## Supplied material
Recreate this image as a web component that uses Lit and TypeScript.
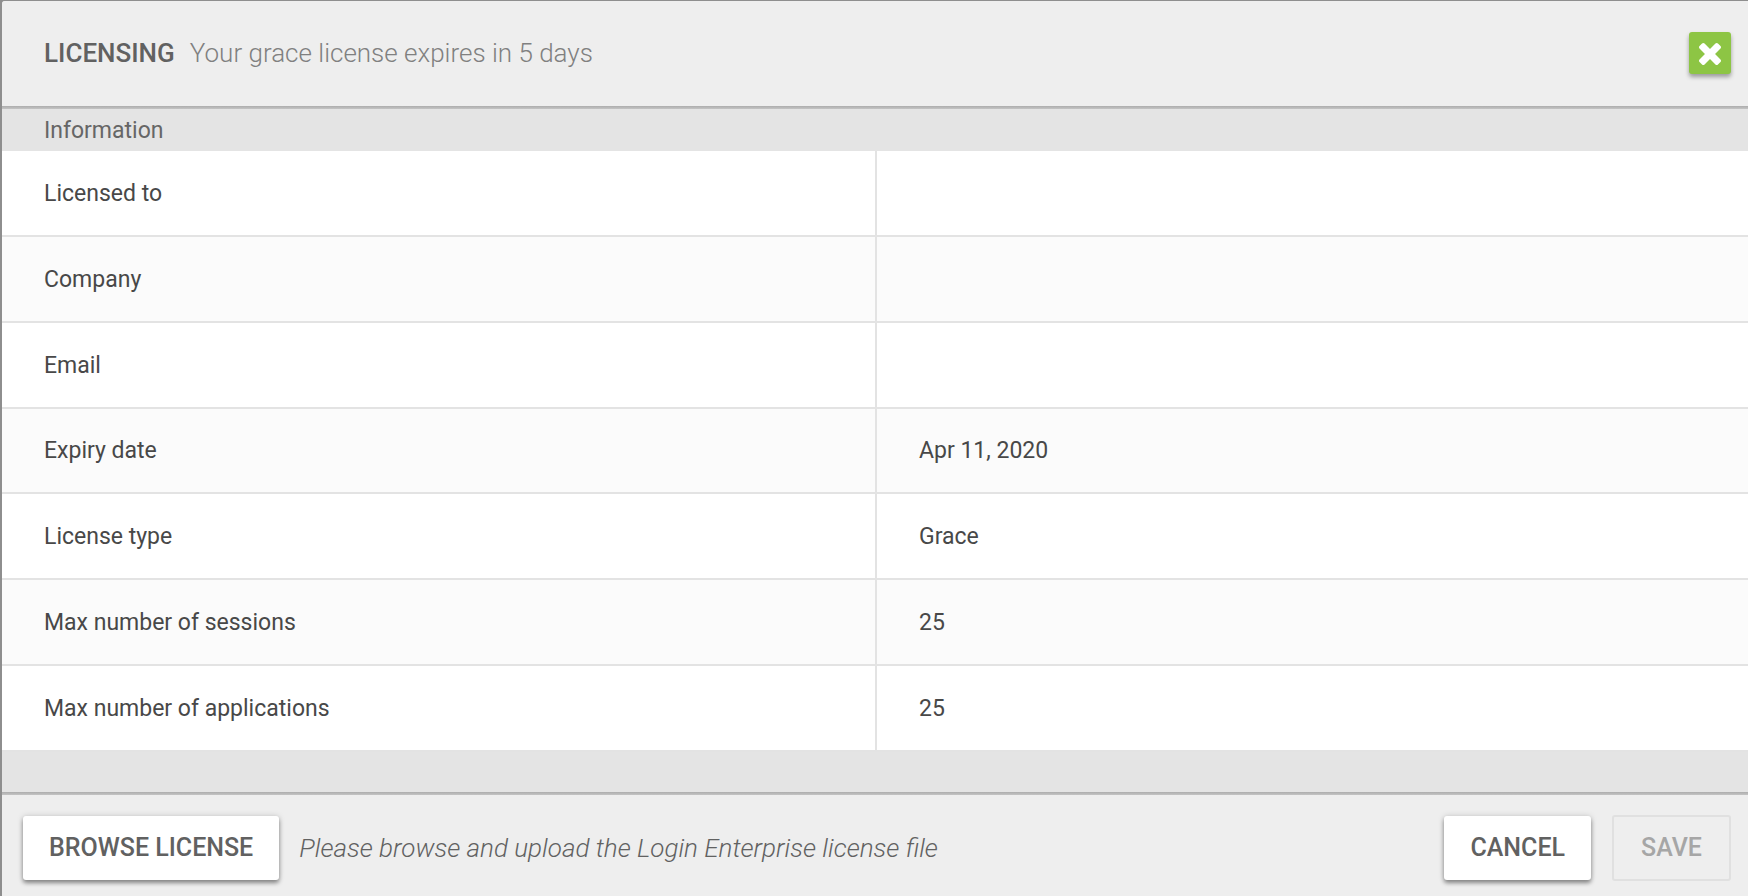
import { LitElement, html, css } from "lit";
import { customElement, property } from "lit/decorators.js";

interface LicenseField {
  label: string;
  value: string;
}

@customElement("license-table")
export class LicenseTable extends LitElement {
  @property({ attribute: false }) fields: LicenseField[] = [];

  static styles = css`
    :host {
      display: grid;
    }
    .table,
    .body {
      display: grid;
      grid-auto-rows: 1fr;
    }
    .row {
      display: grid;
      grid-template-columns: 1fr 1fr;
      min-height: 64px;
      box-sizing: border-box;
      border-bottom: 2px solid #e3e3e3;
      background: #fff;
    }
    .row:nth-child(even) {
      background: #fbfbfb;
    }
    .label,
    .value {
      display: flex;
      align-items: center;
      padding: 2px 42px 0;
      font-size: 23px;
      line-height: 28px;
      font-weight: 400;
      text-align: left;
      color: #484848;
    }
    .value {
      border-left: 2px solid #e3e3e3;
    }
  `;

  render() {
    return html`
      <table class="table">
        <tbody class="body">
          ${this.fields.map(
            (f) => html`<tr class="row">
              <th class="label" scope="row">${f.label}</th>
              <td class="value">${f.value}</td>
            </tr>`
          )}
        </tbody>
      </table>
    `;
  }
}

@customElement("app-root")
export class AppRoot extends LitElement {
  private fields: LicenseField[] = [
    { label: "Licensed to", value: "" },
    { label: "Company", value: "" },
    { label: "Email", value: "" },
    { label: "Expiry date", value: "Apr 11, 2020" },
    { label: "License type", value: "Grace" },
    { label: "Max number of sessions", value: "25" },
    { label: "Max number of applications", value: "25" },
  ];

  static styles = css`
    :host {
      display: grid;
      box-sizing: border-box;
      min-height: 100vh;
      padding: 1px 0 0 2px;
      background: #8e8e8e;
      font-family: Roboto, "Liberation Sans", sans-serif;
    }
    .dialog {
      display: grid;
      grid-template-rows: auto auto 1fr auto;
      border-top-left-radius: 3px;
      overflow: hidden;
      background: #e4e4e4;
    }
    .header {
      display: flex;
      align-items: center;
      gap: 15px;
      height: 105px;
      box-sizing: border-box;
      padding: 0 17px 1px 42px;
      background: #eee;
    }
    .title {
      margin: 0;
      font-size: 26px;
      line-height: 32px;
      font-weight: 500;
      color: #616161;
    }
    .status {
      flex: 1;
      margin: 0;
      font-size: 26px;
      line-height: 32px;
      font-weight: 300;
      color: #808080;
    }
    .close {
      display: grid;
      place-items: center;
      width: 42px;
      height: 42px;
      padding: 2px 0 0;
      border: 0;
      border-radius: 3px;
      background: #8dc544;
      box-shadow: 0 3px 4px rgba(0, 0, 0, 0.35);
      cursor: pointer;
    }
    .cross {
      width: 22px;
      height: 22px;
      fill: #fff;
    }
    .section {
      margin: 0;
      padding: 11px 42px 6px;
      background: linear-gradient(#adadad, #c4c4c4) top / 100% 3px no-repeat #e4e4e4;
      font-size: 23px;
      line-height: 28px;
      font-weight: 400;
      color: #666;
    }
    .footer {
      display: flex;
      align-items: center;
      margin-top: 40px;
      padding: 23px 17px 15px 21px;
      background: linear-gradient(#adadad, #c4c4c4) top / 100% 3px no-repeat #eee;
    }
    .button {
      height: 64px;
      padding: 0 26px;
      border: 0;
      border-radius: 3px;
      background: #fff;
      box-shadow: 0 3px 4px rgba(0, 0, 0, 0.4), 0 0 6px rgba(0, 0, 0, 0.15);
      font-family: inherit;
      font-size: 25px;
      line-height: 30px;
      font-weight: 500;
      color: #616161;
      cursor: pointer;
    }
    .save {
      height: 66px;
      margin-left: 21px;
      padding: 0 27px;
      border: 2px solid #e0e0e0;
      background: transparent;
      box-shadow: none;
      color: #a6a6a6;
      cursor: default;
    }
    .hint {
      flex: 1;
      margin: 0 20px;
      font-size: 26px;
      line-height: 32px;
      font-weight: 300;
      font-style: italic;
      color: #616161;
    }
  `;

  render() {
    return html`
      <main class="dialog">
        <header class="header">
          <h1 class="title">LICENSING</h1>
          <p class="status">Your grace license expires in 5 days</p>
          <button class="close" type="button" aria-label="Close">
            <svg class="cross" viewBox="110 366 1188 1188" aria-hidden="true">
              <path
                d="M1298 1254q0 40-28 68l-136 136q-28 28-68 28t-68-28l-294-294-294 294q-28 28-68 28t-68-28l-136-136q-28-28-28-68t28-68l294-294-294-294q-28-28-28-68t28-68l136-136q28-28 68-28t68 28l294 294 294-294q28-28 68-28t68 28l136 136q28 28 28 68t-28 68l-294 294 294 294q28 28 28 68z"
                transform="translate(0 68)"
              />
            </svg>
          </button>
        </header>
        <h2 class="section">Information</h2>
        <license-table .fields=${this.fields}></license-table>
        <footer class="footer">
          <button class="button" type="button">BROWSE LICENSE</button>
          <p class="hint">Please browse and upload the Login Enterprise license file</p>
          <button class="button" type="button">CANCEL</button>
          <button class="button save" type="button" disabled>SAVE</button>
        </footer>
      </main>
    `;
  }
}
--
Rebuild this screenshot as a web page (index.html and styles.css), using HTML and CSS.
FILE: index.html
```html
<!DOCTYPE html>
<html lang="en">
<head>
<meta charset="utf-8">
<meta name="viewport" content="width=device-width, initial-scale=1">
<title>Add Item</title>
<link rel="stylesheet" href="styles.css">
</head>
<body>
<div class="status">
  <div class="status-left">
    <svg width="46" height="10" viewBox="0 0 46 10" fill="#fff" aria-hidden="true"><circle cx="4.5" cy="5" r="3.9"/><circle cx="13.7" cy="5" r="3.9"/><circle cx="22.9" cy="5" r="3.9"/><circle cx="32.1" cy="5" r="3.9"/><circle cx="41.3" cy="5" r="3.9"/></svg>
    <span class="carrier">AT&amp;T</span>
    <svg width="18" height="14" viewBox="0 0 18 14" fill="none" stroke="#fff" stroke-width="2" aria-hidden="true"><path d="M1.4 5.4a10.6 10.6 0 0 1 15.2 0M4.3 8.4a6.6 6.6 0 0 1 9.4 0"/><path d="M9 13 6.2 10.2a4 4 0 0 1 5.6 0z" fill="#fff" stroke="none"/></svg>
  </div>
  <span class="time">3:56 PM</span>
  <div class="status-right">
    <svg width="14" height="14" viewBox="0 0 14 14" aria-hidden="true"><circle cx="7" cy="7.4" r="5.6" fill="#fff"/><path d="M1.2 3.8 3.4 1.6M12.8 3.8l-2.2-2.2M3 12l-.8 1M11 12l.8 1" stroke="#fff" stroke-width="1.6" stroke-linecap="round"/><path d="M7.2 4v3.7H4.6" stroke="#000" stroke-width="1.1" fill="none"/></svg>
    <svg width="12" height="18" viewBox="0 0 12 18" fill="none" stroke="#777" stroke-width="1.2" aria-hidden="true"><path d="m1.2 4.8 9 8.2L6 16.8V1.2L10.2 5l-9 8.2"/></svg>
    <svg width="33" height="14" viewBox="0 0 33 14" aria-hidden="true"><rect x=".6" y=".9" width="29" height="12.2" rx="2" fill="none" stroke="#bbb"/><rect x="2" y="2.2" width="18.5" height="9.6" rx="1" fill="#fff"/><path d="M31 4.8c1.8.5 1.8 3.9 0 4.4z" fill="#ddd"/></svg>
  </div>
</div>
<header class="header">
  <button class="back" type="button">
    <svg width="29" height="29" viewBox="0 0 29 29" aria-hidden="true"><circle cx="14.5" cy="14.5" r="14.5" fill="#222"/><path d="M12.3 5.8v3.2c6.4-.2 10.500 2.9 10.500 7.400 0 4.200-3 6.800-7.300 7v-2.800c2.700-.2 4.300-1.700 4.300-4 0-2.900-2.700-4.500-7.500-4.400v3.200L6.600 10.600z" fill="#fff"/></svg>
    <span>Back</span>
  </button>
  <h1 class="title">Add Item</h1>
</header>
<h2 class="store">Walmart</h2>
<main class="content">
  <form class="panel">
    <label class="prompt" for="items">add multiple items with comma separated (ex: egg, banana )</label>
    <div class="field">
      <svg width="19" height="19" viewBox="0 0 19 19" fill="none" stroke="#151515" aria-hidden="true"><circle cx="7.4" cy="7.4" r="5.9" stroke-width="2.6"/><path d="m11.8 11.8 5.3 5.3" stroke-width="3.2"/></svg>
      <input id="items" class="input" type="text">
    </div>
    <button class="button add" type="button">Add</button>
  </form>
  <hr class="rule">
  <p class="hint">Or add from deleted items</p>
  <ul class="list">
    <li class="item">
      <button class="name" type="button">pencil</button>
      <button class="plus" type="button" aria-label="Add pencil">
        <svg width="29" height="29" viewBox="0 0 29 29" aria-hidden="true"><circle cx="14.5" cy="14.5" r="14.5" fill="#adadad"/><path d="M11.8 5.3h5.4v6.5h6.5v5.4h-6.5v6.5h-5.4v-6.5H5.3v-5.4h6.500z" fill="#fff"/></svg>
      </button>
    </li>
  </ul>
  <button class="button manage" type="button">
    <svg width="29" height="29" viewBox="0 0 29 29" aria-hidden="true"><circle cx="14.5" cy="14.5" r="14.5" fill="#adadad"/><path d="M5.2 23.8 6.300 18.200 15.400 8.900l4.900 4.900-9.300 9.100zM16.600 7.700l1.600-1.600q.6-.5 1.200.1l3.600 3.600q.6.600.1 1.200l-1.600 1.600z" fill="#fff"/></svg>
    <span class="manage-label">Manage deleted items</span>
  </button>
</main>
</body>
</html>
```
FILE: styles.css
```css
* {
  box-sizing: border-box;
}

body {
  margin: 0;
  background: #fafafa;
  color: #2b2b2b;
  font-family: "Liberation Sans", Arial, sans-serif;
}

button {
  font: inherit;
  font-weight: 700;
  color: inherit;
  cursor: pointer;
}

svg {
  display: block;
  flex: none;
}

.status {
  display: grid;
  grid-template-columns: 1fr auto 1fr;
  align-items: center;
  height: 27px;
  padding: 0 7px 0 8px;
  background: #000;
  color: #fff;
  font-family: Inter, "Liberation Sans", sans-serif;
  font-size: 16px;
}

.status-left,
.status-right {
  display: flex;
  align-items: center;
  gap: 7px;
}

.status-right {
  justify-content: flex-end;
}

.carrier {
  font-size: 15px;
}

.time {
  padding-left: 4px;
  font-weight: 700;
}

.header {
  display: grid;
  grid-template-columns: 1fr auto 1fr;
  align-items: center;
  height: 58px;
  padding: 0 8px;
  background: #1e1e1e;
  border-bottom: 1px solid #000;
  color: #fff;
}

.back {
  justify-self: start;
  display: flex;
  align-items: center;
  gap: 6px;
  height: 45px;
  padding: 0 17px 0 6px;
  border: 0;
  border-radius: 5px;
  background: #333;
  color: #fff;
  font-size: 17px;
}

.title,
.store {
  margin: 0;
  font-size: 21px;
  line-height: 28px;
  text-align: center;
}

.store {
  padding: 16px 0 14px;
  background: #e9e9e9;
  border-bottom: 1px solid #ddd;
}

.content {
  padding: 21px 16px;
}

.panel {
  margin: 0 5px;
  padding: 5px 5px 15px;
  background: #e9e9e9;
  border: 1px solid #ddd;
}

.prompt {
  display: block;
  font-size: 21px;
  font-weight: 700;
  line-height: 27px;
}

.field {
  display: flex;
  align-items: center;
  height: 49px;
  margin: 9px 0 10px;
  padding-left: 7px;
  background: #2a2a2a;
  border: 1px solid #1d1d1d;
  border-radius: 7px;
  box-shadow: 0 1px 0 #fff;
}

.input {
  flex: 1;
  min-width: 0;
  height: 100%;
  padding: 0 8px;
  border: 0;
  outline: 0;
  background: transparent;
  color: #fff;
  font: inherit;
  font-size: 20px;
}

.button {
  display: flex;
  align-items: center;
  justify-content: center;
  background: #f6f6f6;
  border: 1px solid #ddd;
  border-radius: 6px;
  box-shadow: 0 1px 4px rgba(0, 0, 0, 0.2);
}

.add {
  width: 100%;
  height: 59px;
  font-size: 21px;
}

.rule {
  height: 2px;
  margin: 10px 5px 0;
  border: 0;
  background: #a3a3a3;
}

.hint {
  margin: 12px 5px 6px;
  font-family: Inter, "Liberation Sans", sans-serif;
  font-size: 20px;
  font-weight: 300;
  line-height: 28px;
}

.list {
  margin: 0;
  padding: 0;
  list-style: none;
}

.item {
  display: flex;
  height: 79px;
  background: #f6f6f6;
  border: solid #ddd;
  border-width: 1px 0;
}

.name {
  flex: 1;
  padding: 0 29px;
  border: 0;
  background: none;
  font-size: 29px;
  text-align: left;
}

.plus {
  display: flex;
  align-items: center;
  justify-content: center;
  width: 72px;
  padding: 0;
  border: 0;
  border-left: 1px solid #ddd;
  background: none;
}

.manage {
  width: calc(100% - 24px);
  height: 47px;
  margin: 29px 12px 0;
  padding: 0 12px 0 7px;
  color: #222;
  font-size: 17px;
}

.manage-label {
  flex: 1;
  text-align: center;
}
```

## The request
Copy out exactly the material that runs from the line with "Recreate this image" to the line with "LicenseField[] = [];", ends included, and leave the pictures behind.

## Completed exercise
Recreate this image as a web component that uses Lit and TypeScript.
import { LitElement, html, css } from "lit";
import { customElement, property } from "lit/decorators.js";

interface LicenseField {
  label: string;
  value: string;
}

@customElement("license-table")
export class LicenseTable extends LitElement {
  @property({ attribute: false }) fields: LicenseField[] = [];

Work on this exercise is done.